Recording proof that her entire story was a fabrication.

And the System was gone. Hidden. Unable to help her navigate this disaster.

"The footage shows several interesting things," Chen continued with surgical precision. "It shows Mara Brenner deliberately avoiding the refreshment area where drinks were being prepared. It shows her staying on the opposite side of the ballroom from Lord Kael for most of the evening. What it doesn't show is any interaction between them, any drink preparation, any of the events you've described."

Amara felt ice spreading through her chest, the System's absence making every word land with devastating clarity. "The footage must be wrong," she stammered desperately. "Or maybe the angles are misleading—"

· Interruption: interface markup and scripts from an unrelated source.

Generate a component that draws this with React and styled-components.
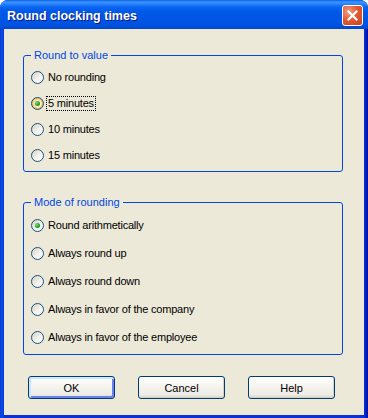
import React from "react";
import styled, { createGlobalStyle } from "styled-components";

const GlobalStyle = createGlobalStyle`
  html, body {
    margin: 0;
    padding: 0;
    background: #ffffff;
  }
  body {
    font-family: "Liberation Sans", Arial, sans-serif;
    font-size: 11px;
    color: #000;
  }
`;

const Window = styled.div`
  width: 368px;
  height: 418px;
  display: flex;
  flex-direction: column;
  border-radius: 8px 8px 0 0;
  overflow: hidden;
  background: linear-gradient(90deg, #0838d4 0, #0a4fe6 2px, #0831d9 4px, #0831d9 calc(100% - 4px), #0019b0 calc(100% - 1px), #001090 100%);
`;

const TitleBar = styled.div`
  height: 29px;
  flex: none;
  display: flex;
  align-items: center;
  justify-content: space-between;
  padding: 2px 5px 0 7px;
  box-sizing: border-box;
  background: linear-gradient(
    180deg,
    #0a5fea 0,
    #3d95ff 2px,
    #2a84fc 4px,
    #0a66f2 7px,
    #0058e6 12px,
    #0055e5 70%,
    #0052df 88%,
    #0046d0 100%
  );
`;

const Title = styled.span`
  color: #fff;
  font-family: "Liberation Sans", Arial, sans-serif;
  font-weight: bold;
  font-size: 12.5px;
  text-shadow: 1px 1px 0 #0a1883;
`;

const CloseButton = styled.div`
  width: 21px;
  height: 21px;
  box-sizing: border-box;
  border: 1px solid #fff;
  border-radius: 3px;
  background: radial-gradient(circle at 30% 30%, #f2a088 0, #e35a33 45%, #c8401f 100%);
  display: flex;
  align-items: center;
  justify-content: center;
`;

const Body = styled.div`
  flex: 1;
  margin: 0 4px 3px 4px;
  background: #ece9d8;
  padding: 20px 21px 0 19px;
  display: flex;
  flex-direction: column;
`;

const Group = styled.fieldset`
  margin: ${(p) => p.$top || 0}px 0 0 0;
  padding: 2px 7px 3px 7px;
  border: 1px solid #0046e6;
  border-radius: 3px;
  display: flex;
  flex-direction: column;
`;

const Legend = styled.legend`
  padding: 0 3px;
  line-height: 13px;
  color: #0046e6;
  font-size: 11px;
`;

const Row = styled.label`
  height: ${(p) => p.$h}px;
  display: flex;
  align-items: center;
  gap: 3px;
  letter-spacing: -0.2px;
`;

const Radio = styled.span`
  position: relative;
  width: 13px;
  height: 13px;
  flex: none;
  box-sizing: border-box;
  border-radius: 50%;
  border: 1px solid #1c5180;
  background: linear-gradient(135deg, #d6d1c4 0%, #f2f1ec 55%, #ffffff 100%);
  box-shadow: ${(p) =>
    p.$hover ? "inset 0 0 0 1px #f8b636, inset 0 0 0 2px #fedf9c" : "none"};

  &::after {
    content: "";
    display: ${(p) => (p.$checked ? "block" : "none")};
    position: absolute;
    left: 3px;
    top: 3px;
    width: 5px;
    height: 5px;
    border-radius: 50%;
    background: radial-gradient(circle at 35% 35%, #7be07a 0, #21a121 55%, #0b8e0b 100%);
  }
`;

const Caption = styled.span`
  padding: 0 1px;
  line-height: 13px;
  outline: ${(p) => (p.$focus ? "1px dotted #000" : "none")};
`;

const ButtonRow = styled.div`
  display: flex;
  gap: 23px;
  margin: 21px 0 0 5px;
`;

const Button = styled.button`
  width: 87px;
  height: 23px;
  padding: 0;
  border: 1px solid #003c74;
  border-radius: 3px;
  font-family: "Liberation Sans", Arial, sans-serif;
  font-size: 11px;
  color: #000;
  background: linear-gradient(180deg, #ffffff 0%, #f6f5f0 40%, #ecebe6 85%, #d6d0c5 100%);
  box-shadow: ${(p) =>
    p.$default
      ? "inset 1px 1px 0 1px #cee7ff, inset -1px -1px 0 1px #6982ee"
      : "inset -1px -1px 0 0 #d8d2c6"};
`;

const roundValues = [
  { label: "No rounding" },
  { label: "5 minutes", checked: true, hover: true, focus: true },
  { label: "10 minutes" },
  { label: "15 minutes" },
];

const modes = [
  { label: "Round arithmetically", checked: true },
  { label: "Always round up" },
  { label: "Always round down" },
  { label: "Always in favor of the company" },
  { label: "Always in favor of the employee" },
];

function RadioRow({ label, checked, hover, focus, h }) {
  return (
    <Row $h={h}>
      <Radio $checked={checked} $hover={hover} />
      <Caption $focus={focus}>{label}</Caption>
    </Row>
  );
}

export default function App() {
  return (
    <>
      <GlobalStyle />
      <Window>
        <TitleBar>
          <Title>Round clocking times</Title>
          <CloseButton>
            <svg width="11" height="11" viewBox="0 0 11 11">
              <path d="M1.5 1.5 L9.5 9.5 M9.5 1.5 L1.5 9.5" stroke="#fff" strokeWidth="2.2" strokeLinecap="square" />
            </svg>
          </CloseButton>
        </TitleBar>
        <Body>
          <Group>
            <Legend>Round to value</Legend>
            {roundValues.map((r) => (
              <RadioRow key={r.label} h={26} {...r} />
            ))}
          </Group>
          <Group $top={24}>
            <Legend>Mode of rounding</Legend>
            {modes.map((r) => (
              <RadioRow key={r.label} h={28} {...r} />
            ))}
          </Group>
          <ButtonRow>
            <Button $default>OK</Button>
            <Button>Cancel</Button>
            <Button>Help</Button>
          </ButtonRow>
        </Body>
      </Window>
    </>
  );
}
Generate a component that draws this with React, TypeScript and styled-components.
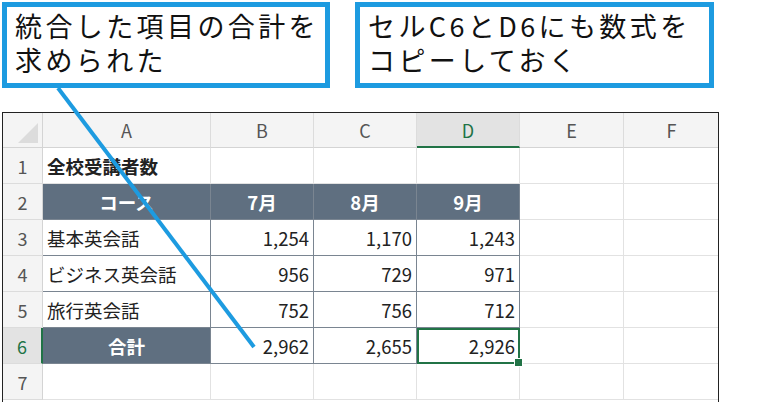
import React from "react";
import styled, { createGlobalStyle } from "styled-components";

const G = createGlobalStyle`
  body { margin: 0; background: #fff; font-family: "Noto Sans CJK JP", "Noto Sans", sans-serif; }
`;
const Page = styled.div`position: relative; width: 783px; height: 406px; overflow: hidden;`;
const Top = styled.div`display: flex; gap: 25px; padding: 2px 0 0 2px; height: 112px; box-sizing: border-box;`;
const Callout = styled.div<{ w: number }>`
  width: ${p => p.w}px; height: 86px; box-sizing: border-box; border: 5px solid #1d9be0;
  padding: 2px 8px; font-size: 27px; line-height: 34px; color: #111; letter-spacing: 3.4px; background: #fff;
  white-space: nowrap;
`;
const Sheet = styled.div`
  margin-left: 2px; width: 717px; height: 290px; box-sizing: border-box; border: 1.5px solid #222;
  border-bottom: none; display: grid; grid-template-columns: 40px 168px 103px 103px 103px 104px 96px;
  grid-template-rows: 35px repeat(7, 36px); font-family: "Noto Sans CJK JP", sans-serif; overflow: hidden;
`;
const ColH = styled.div<{ sel?: boolean }>`
  background: ${p => p.sel ? "#e3e3e3" : "#f4f4f4"}; border-right: 1px solid #dcdcdc; border-bottom: ${p => p.sel ? "2px solid #217346" : "1px solid #d4d4d4"};
  display: flex; align-items: center; justify-content: center; font-size: 18px; color: ${p => p.sel ? "#217346" : "#555"};
  box-sizing: border-box;
`;
const RowH = styled.div<{ sel?: boolean }>`
  background: ${p => p.sel ? "#e3e3e3" : "#f4f4f4"}; border-bottom: 1px solid #dcdcdc; border-right: ${p => p.sel ? "2px solid #217346" : "1px solid #d4d4d4"};
  display: flex; align-items: center; justify-content: center; font-size: 18px; color: ${p => p.sel ? "#217346" : "#555"};
  box-sizing: border-box;
`;
const Corner = styled.div`background: #f4f4f4; border-right: 1px solid #d4d4d4; border-bottom: 1px solid #d4d4d4; position: relative;
  &::after { content: ""; position: absolute; right: 4px; bottom: 4px; border-left: 20px solid transparent; border-bottom: 20px solid #dcdcdc; }`;
const Cell = styled.div<{ kind?: "head" | "data" | "plain" | "title"; align?: string; sel?: boolean }>`
  box-sizing: border-box; display: flex; align-items: center; font-size: 18.5px; color: #222; padding: 0 4px;
  justify-content: ${p => p.align || "flex-start"}; position: relative;
  border-right: 1px solid ${p => p.kind === "data" || p.kind === "head" ? "#7a8591" : "#e2e2e2"};
  border-bottom: 1px solid ${p => p.kind === "data" || p.kind === "head" ? "#7a8591" : "#e2e2e2"};
  background: ${p => p.kind === "head" ? "#5f6f80" : "#fff"};
  ${p => p.kind === "head" && "color: #fff; font-weight: bold;"}
  ${p => p.kind === "title" && "font-weight: bold;"}
  ${p => p.sel && "outline: 2px solid #217346; outline-offset: -2px;"}
`;
const Handle = styled.span`position: absolute; right: -4px; bottom: -4px; width: 7px; height: 7px; background: #217346; border: 1px solid #fff; z-index: 2;`;
const Line = styled.svg`position: absolute; left: 0; top: 0; pointer-events: none;`;

const cols = ["A", "B", "C", "D", "E", "F"];
const data = [
  ["基本英会話", "1,254", "1,170", "1,243"],
  ["ビジネス英会話", "956", "729", "971"],
  ["旅行英会話", "752", "756", "712"],
];

export default function App() {
  return (
    <Page>
      <G />
      <Top>
        <Callout w={328}>統合した項目の合計を<br />求められた</Callout>
        <Callout w={359}>セルC6とD6にも数式を<br />コピーしておく</Callout>
      </Top>
      <Sheet>
        <Corner />
        {cols.map(c => <ColH key={c} sel={c === "D"}>{c}</ColH>)}
        <RowH>1</RowH>
        <Cell kind="title">全校受講者数</Cell>
        {[0, 1, 2, 3, 4].map(i => <Cell key={i} />)}
        <RowH>2</RowH>
        <Cell kind="head" align="center">コース</Cell>
        <Cell kind="head" align="center">7月</Cell>
        <Cell kind="head" align="center">8月</Cell>
        <Cell kind="head" align="center">9月</Cell>
        <Cell /><Cell />
        {data.map((r, i) => (
          <React.Fragment key={i}>
            <RowH>{i + 3}</RowH>
            <Cell kind="data">{r[0]}</Cell>
            <Cell kind="data" align="flex-end">{r[1]}</Cell>
            <Cell kind="data" align="flex-end">{r[2]}</Cell>
            <Cell kind="data" align="flex-end">{r[3]}</Cell>
            <Cell /><Cell />
          </React.Fragment>
        ))}
        <RowH sel>6</RowH>
        <Cell kind="head" align="center">合計</Cell>
        <Cell kind="data" align="flex-end">2,962</Cell>
        <Cell kind="data" align="flex-end">2,655</Cell>
        <Cell kind="data" align="flex-end" sel>2,926<Handle /></Cell>
        <Cell /><Cell />
        <RowH>7</RowH>
        {[0, 1, 2, 3, 4, 5].map(i => <Cell key={i} />)}
      </Sheet>
      <Line width="783" height="406">
        <line x1="58" y1="88" x2="254" y2="347" stroke="#1d9be0" strokeWidth="4" />
      </Line>
    </Page>
  );
}
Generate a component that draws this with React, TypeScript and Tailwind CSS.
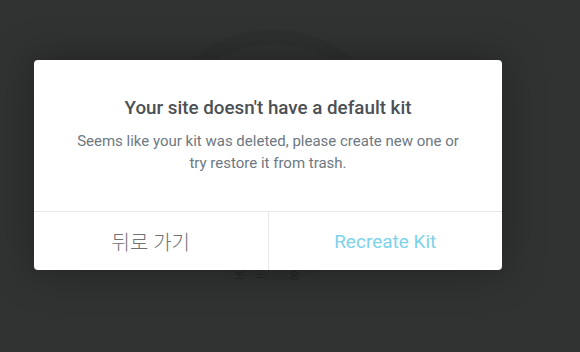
import React from "react";

// Elementor-style "no default kit" confirm dialog over the loading screen.

const FONT = { fontFamily: 'Roboto, "Noto Sans CJK KR", Arial, sans-serif' };

export default function App() {
	return (
		<div
			className="relative h-[352px] w-[580px] overflow-hidden bg-[#313332]"
			style={FONT}
		>
			{/* faint loader behind the dialog */}
			<div className="absolute left-[148px] top-[30px] h-[250px] w-[250px] rounded-full border-[14px] border-[#2e302f]" />
			<div className="absolute left-[234px] top-[267px] flex text-[12px] leading-[16px] text-[#242625]">
				<span className="w-[22px]">로</span>
				<span className="w-[33px]">드</span>
				<span>중</span>
			</div>

			<div className="relative pl-[34px] pt-[60px]">
				<div className="flex h-[210px] w-[468px] flex-col rounded-[4px] bg-white shadow-[0_0_40px_rgba(0,0,0,0.35)]">
					<div className="flex flex-1 flex-col items-center pt-[36px] text-center">
						<h2 className="text-[18.8px] font-medium leading-[24px] text-[#4b5055]">
							Your site doesn't have a default kit
						</h2>
						<p className="mt-[10px] text-[15px] leading-[22px] text-[#6d7882]">
							Seems like your kit was deleted, please create new one or
							<br />
							try restore it from trash.
						</p>
					</div>
					<div className="flex h-[59px] border-t border-[#e6e8ea]">
						<button className="flex flex-1 items-center justify-center pt-[3px] text-[20px] font-light text-[#6f7173]">
							뒤로 가기
						</button>
						<button className="flex flex-1 items-center justify-center border-l border-[#e6e8ea] pt-[3px] text-[19px] text-[#7dd3ea]">
							Recreate Kit
						</button>
					</div>
				</div>
			</div>
		</div>
	);
}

"The Grand Imperial Hotel's surveillance system is state-of-the-art, Miss Brenner. Multiple angles, high resolution, time-stamped. It doesn't make mistakes." Chen leaned forward slightly. "So I need you to be very honest with me right now. Did you actually see Mara prepare that drink, or did someone tell you that's what happened?"

The question was a lifeline and a trap all at once.

If Amara admitted she didn't personally witness it, she'd be admitting her entire testimony was based on secondhand information—or worse, fabrication. If she insisted she saw it, she'd be contradicting evidence that would prove her a liar.

"I..." Amara's voice cracked. "I need to speak with my mother. Please. This is all so confusing, and I think I might have gotten some details mixed up. The evening was so traumatic, and everything happened so fast—"

"Of course," Chen said gently, though her eyes held no gentleness at all. "We'll make sure you and your mother have a chance to clarify the facts together."

The distinction was not lost on either of them.